The Decision Layer performs real-time threat assessment and strategy formulation. It ingests the processed tracks and evaluates them against a dynamic threat model. This model quantifies threat based on multiple factors: the drone’s classified type (e.g., commercial vs. modified), its payload capacity (estimated from size), its kinematic behavior (erratic, direct path, loitering), and its proximity to designated critical points. A composite threat score $T$ can be computed as a weighted sum:
$$
T = w_1 \cdot T_{type} + w_2 \cdot T_{behavior} + w_3 \cdot T_{proximity} + w_4 \cdot T_{kinematics}
$$
where $T_{type}$, $T_{behavior}$, etc., are normalized sub-scores and $\sum w_i = 1$. Based on this score and the tactical context, a Deep Reinforcement Learning (DRL) agent can be trained to select the most appropriate countermeasure from the available arsenal, balancing effectiveness, cost, and collateral damage.

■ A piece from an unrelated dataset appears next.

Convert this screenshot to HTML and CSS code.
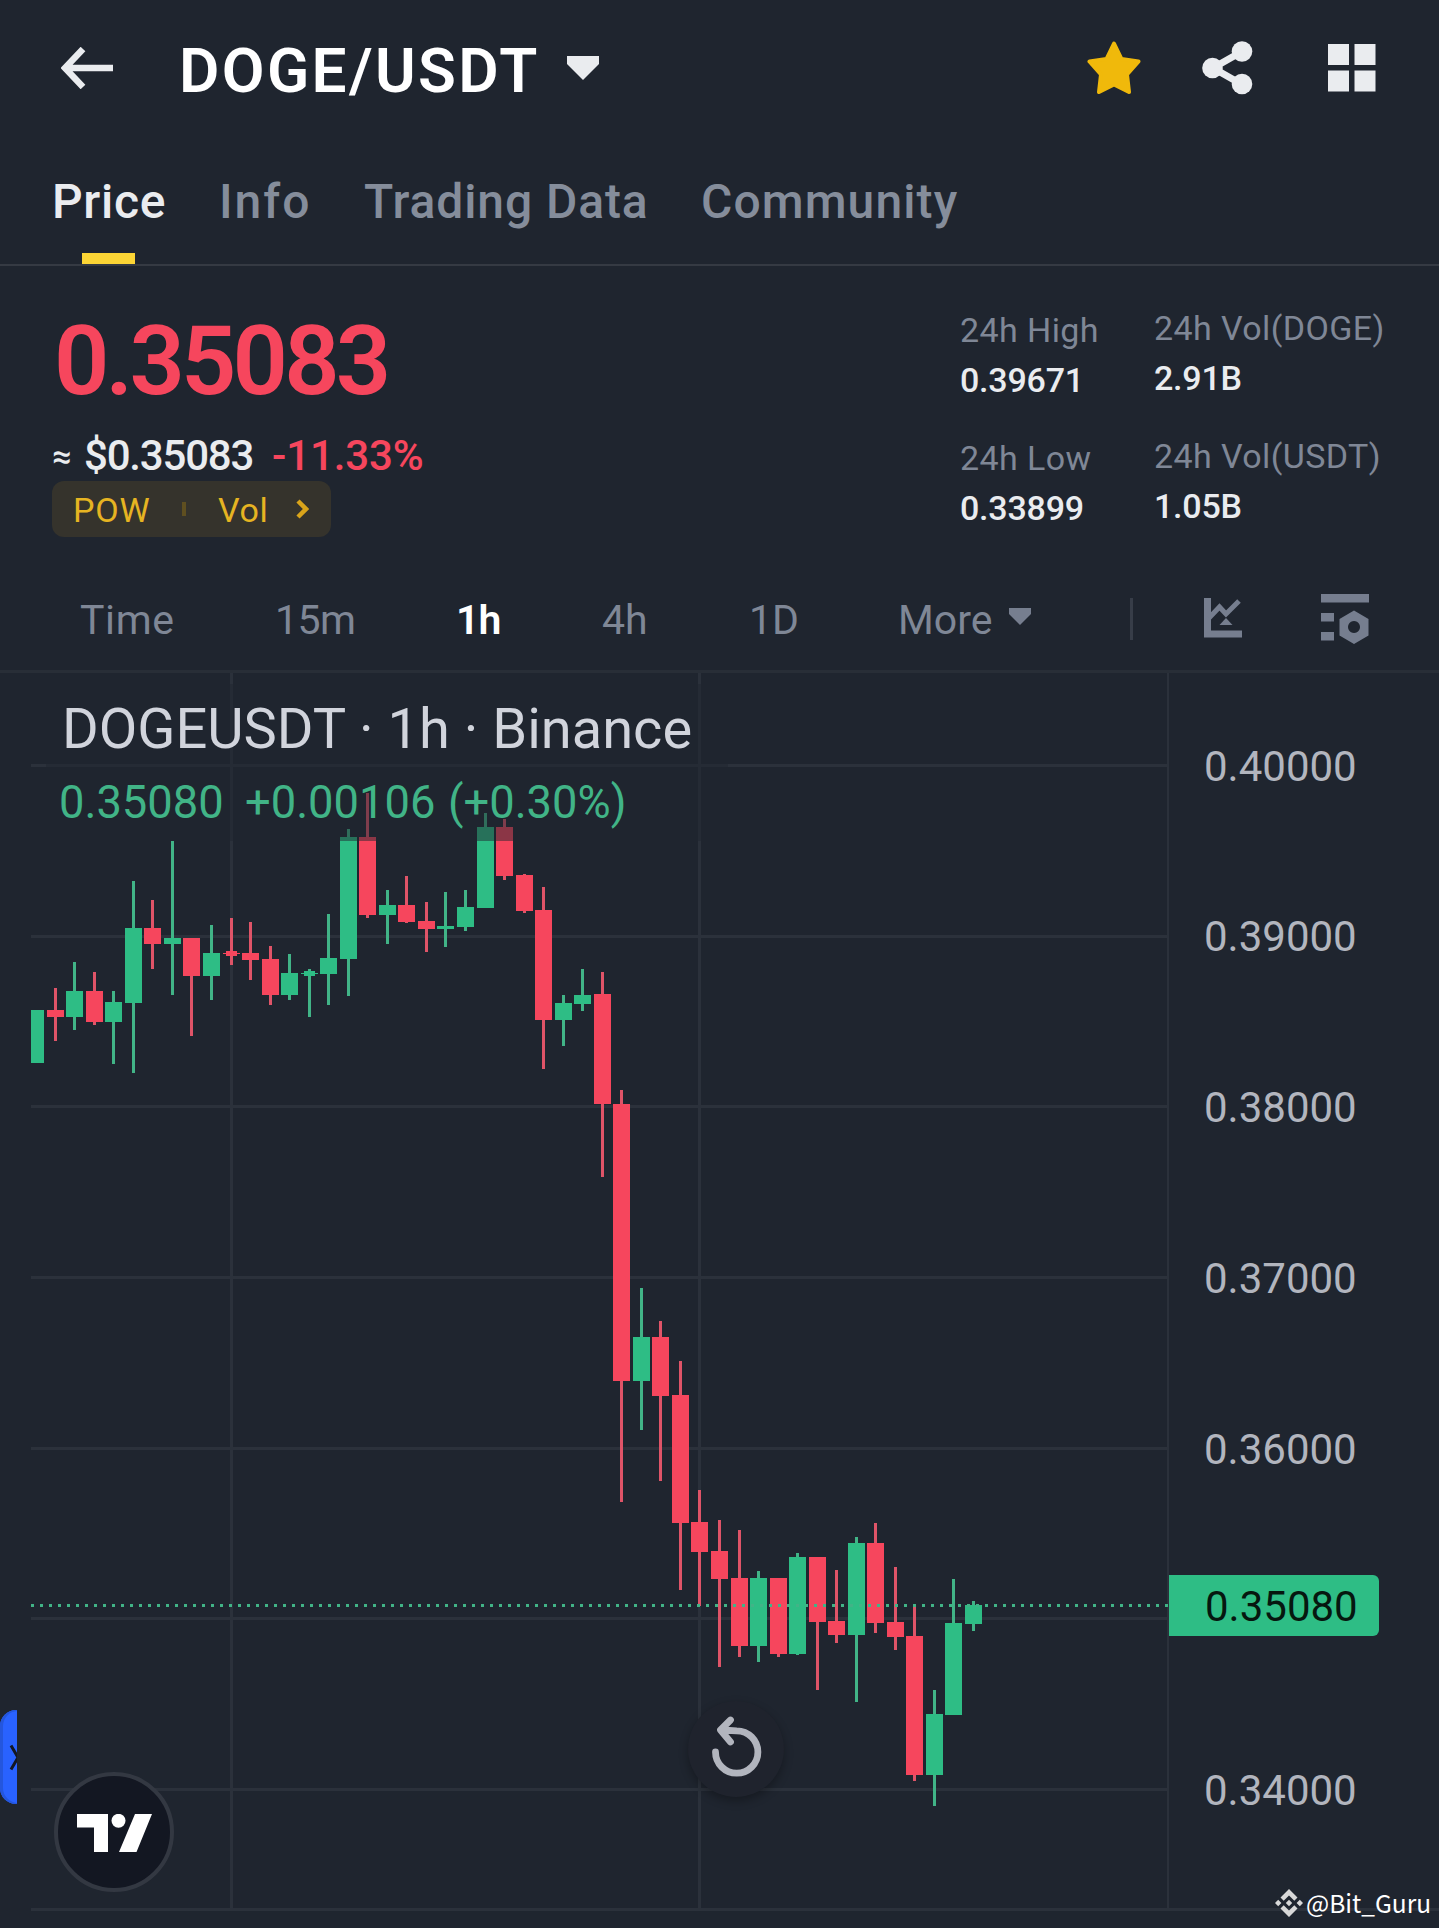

The Execution Layer carries out the defensive action. It consists of a suite of countermeasures: non-kinetic systems like focused RF jammers to disrupt control and navigation links, and GPS spoofers; and kinetic systems such as net-capture drones, high-power microwave systems, or laser dazzlers. The layer receives precise targeting coordinates and engagement commands from the Decision Layer.
A critical advancement in modern anti-UAV strategy is the move from isolated point-defense to networked, cooperative defense. A single system has limited coverage and can be overwhelmed. A cooperative defense mechanism links multiple anti-UAV units into a mesh network. They share track data in real-time, creating a unified air picture. This enables capabilities like handover, where a drone moving from one unit’s zone to another is seamlessly tracked and engaged by the next unit. More importantly, it allows for coordinated effects. For instance, one unit might jam a drone’s communications, causing it to enter a predictable return-to-home mode, while another unit positions a net-capture drone on its anticipated flight path. This collaborative intelligence significantly extends the defended area and increases the success rate against complex threats like coordinated drone swarms. The DRL agent in such a scenario operates on a multi-agent system, learning cooperative policies to optimally allocate defensive resources across the network.
The performance of the AI-centric system can be quantitatively evaluated against traditional methods. Key metrics include Probability of Detection (Pd), False Alarm Rate (FAR), track continuity, and decision latency. In simulated and field tests, the integration of deep learning for vision-based detection typically reduces the FAR by over 40% in urban environments compared to traditional image difference or background subtraction techniques. The use of multi-hypothesis tracking with AI-learned appearance models reduces track fragmentation (identity switches) by more than 60% in scenarios with frequent occlusions.
The threat assessment module’s accuracy is paramount. Its performance can be benchmarked using a confusion matrix against ground-truth threat labels assigned by human experts. A well-tuned model should achieve high precision in identifying “high-threat” behaviors (e.g., direct approach to a vulnerable point) while minimizing false positives on “benign” activities (e.g., a drone following a pre-approved corridor). The table below outlines a potential quantitative framework for threat assessment, assigning scores to different observable parameters.
| Assessment Dimension | Observed Parameter | Quantitative Score (Example) | Remarks |
|---|---|---|---|
| Target Profile | Type: Consumer Grade | 0.3 | Scores aggregate into the $T_{type}$ and $T_{kinematics}$ factors. |
| Type: Industrial/Modified | 0.7 | ||
| Estimated Payload: >2kg | +0.2 | ||
| Kinematic Behavior | Speed: >15 m/s | 0.6 | Erratic movement and high speed increase threat score. |
| Trajectory: Erratic/Non-linear | 0.8 | ||
| Tactical Context | Proximity: < 100m from Critical Asset | 0.9 | Context is a critical multiplier in the final threat score $T$. |
| Time of Day: Night | +0.1 |
In conclusion, the integration of Artificial Intelligence is not merely an upgrade but a fundamental re-architecting of anti-UAV defense paradigms. By embedding deep learning at the core—from perception and tracking to decision-making and cooperative strategy—the system transitions from being reactive to proactive, from isolated to networked, and from hardware-limited to software-defined. The AI-assisted recognition provides the essential “eyes” to see drones clearly in complexity; the intelligent tracking provides the “mind” to understand their intent; and the adaptive decision system provides the “will” to respond with precision and proportionality. While challenges remain, such as adversarial attacks on AI models (e.g., drone-mounted patches to fool object detectors) and the need for extensive, varied training datasets, the path forward is clear. The future of effective, scalable airspace security lies in continuous learning systems that can evolve as fast as the threats they are designed to neutralize. This research presents a concrete framework for such an intelligent anti-UAV ecosystem, demonstrating that through AI, we can build a smarter shield against the dynamic threat from above.